Start of Given data

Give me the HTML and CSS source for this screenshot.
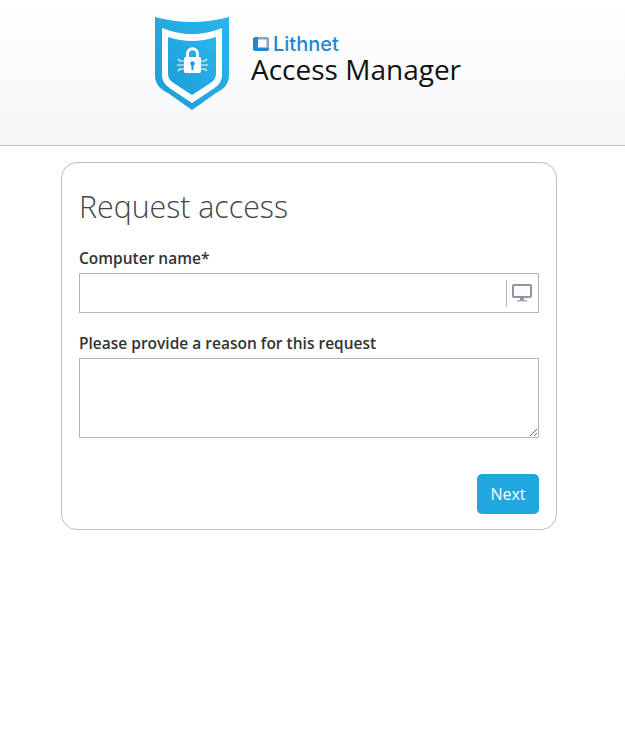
FILE: index.html
```html
<!DOCTYPE html>
<html lang="en">
<head>
    <meta charset="UTF-8">
    <meta name="viewport" content="width=device-width, initial-scale=1.0">
    <title>Request access</title>
    <link rel="stylesheet" href="styles.css">
</head>
<body>

    <header class="page-header">
        <div class="logo">
            <svg class="shield" width="76" height="94" viewBox="0 0 76 94">
                <defs>
                    <linearGradient id="shieldFill" x1="1" y1="0" x2="0" y2="1">
                        <stop offset="0" stop-color="#29b6ec"/>
                        <stop offset="1" stop-color="#1f9bd9"/>
                    </linearGradient>
                </defs>
                <path d="M1 0 Q38 10 75 0 V58 C75 67 70 72 62 76 L38 93 L14 76 C6 72 1 67 1 58 Z" fill="url(#shieldFill)"/>
                <path d="M8 11 Q38 23 68 11 V58 C68 64 65 68 59 72 L38 86 L17 72 C11 68 8 64 8 58 Z" fill="#fff"/>
                <path d="M14 20 Q38 28 62 20 V56 C62 61 60 64 55 67 L38 78 L21 67 C16 64 14 61 14 56 Z" fill="url(#shieldFill)"/>
                <path d="M33.500 40 V37 C33.500 30 43.500 30 43.500 37 V40" fill="none" stroke="#fff" stroke-width="3"/>
                <rect x="30" y="40" width="17" height="16" rx="1.500" fill="#fff"/>
                <circle cx="38.500" cy="46.500" r="2.300" fill="#1f9bd9"/>
                <rect x="37.500" y="47" width="2" height="6" fill="#1f9bd9"/>
                <g fill="none" stroke="#fff" stroke-width="1.200">
                    <path d="M30 44 H26 L24 42 M30 48 H23 M30 52 H26 L24 54"/>
                    <path d="M47 44 H51 L53 42 M47 48 H54 M47 52 H51 L53 54"/>
                </g>
            </svg>
            <div class="logo-text">
                <div class="brand">
                    <svg width="16" height="14" viewBox="0 0 16 14">
                        <path d="M5 0 H14 C15 0 16 1 16 2 V10.500 H13.500 V2.500 H5 Z" fill="#8aa5bb"/>
                        <path d="M2 0 H5 V10.500 H16 V12 C16 13 15 14 14 14 H2 C1 14 0 13 0 12 V2 C0 1 1 0 2 0 Z" fill="#1f88cf"/>
                    </svg>
                    <span>Lithnet</span>
                </div>
                <div class="product">Access Manager</div>
            </div>
        </div>
    </header>

    <main class="card">
        <h1>Request access</h1>
        <form class="request-form">
            <label for="computer">Computer name*</label>
            <div class="input-box">
                <input type="text" id="computer">
                <span class="input-icon">
                    <svg width="20" height="18" viewBox="0 0 20 18">
                        <rect x="1" y="1" width="18" height="12" rx="1" fill="#fbfbfc" stroke="#8f959b" stroke-width="2"/>
                        <rect x="8" y="14" width="4" height="2" fill="#8f959b"/>
                        <rect x="5" y="16" width="10" height="1.500" fill="#a9aeb3"/>
                    </svg>
                </span>
            </div>

            <label for="reason">Please provide a reason for this request</label>
            <textarea id="reason"></textarea>

            <div class="actions">
                <button type="button" class="next-btn">Next</button>
            </div>
        </form>
    </main>

</body>
</html>
```

FILE: styles.css
```css
body {
    font-family: 'Open Sans', 'Noto Sans', sans-serif;
    margin: 0;
    padding: 0;
    background: #fff;
    color: #333;
}

.page-header {
    height: 145px;
    border-bottom: 1px solid #c4c4c4;
    background: linear-gradient(#ffffff, #f5f6f8);
}

.logo {
    display: flex;
    padding: 17px 0 0 154px;
}

.shield {
    flex: none;
}

.logo-text {
    margin-left: 21px;
    padding-top: 17px;
}

.brand {
    display: flex;
    align-items: center;
    gap: 4px;
    height: 20px;
    margin-left: 2px;
    font-family: 'Inter', sans-serif;
    font-size: 20px;
    line-height: 20px;
    font-weight: 500;
    color: #1f88cf;
}

.product {
    font-size: 28px;
    line-height: 30px;
    color: #111;
}

.card {
    box-sizing: border-box;
    width: 496px;
    height: 368px;
    margin: 16px 0 0 61px;
    padding: 0 17px;
    border: 1px solid #bdbdbd;
    border-radius: 16px;
}

.card h1 {
    margin: 0;
    padding-top: 22px;
    font-size: 30.300px;
    line-height: 44px;
    font-weight: 300;
    color: #444;
}

.request-form {
    display: flex;
    flex-direction: column;
    margin-top: 19px;
}

label {
    font-size: 15.500px;
    font-weight: 600;
    line-height: 21px;
    margin-bottom: 4px;
}

.input-box {
    display: flex;
    align-items: center;
    box-sizing: border-box;
    height: 40px;
    margin-bottom: 20px;
    border: 1px solid #b5b5b5;
}

.input-box input {
    flex: 1;
    min-width: 0;
    height: 100%;
    padding: 0 8px;
    border: none;
    outline: none;
    box-sizing: border-box;
}

.input-icon {
    display: flex;
    align-items: center;
    height: 27px;
    padding: 0 6px 0 5px;
    border-left: 1px solid #b5b5b5;
}

textarea {
    box-sizing: border-box;
    height: 80px;
    padding: 8px;
    border: 1px solid #b5b5b5;
    outline: none;
    font-family: inherit;
}

.actions {
    display: flex;
    justify-content: flex-end;
    margin-top: 36px;
}

.next-btn {
    width: 62px;
    height: 40px;
    padding: 0;
    border: none;
    border-radius: 5px;
    background-color: #1fa8e0;
    color: #fff;
    font-family: inherit;
    font-size: 16px;
}
```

End of Given data

Request ▸ How many lines in the listing above contain "this"? Answer with the number alone.

Task response ▸ 2